UFC welterweight Dan Hardy was a month away from fighting Matt Brown at UFC on FOX 7 when he learned he would have to withdraw due to a condition called Wolff-Parkinson-White syndrome causing him to have a secondary heartbeat. Though Hardy has been competing at a high level for years, the situation could prevent him from fighting in a number of States now that his “wolf’s heart” is public record.
As such, Hardy has had to accept his future may not be what he’d planned based on the risk posed to his health as well as the reputation of MMA by continuing to take to the cage. “The Outlaw” spoke about the matter in depth with Bloody Elbow, explaining he isn’t ready to hang his gloves up yet but knows the possibility is certainly there.

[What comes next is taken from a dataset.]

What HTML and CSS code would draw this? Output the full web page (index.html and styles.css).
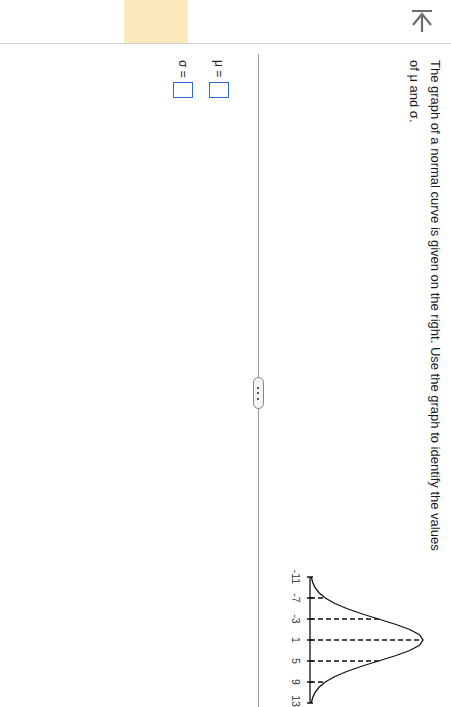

“I’ve been thinking about it, and I don’t want to think for a second that I’m done fighting, because I still love training and fighting. At the same time, I also feel that there are lots of other things that I should be doing, things that I should be concentrating on in different areas of my life,” said Hardy. “If it was determined that I shouldn’t or couldn’t fight anymore, you know, there would be a transitional period, and in that middle ground, there may be something I could do to help the sport in another way, and if that’s through the UFC, I would love it. I’m a huge UFC fan, and it’s always great to be a part of it. I will continue to help people in the gym, as well. I’m working with Mike Pyle and Mac Danzig for their fights. Even Amir Sadollah, I’m helping him with his next fight.”
“I’m still going to be around the sport. I wouldn’t put distance between it and myself like I couldn’t deal with it. It’s a part of me, and it always will be, so if there’s something I can do to help the sport, then most definitely, I will,” he continued. “If this means that I’ve got to move away from fighting, like I’m not allowed to fight anymore, then it might be time, and I might have to step away. We’ll just have to let it play out, and see what happens.”
Hardy is only 30 years old and coming off back-to-back wins after a rough patch where he lost four straight. If forcibly retired, Hardy will exit the sport with an overall record of 25-10 including sixteen stoppages.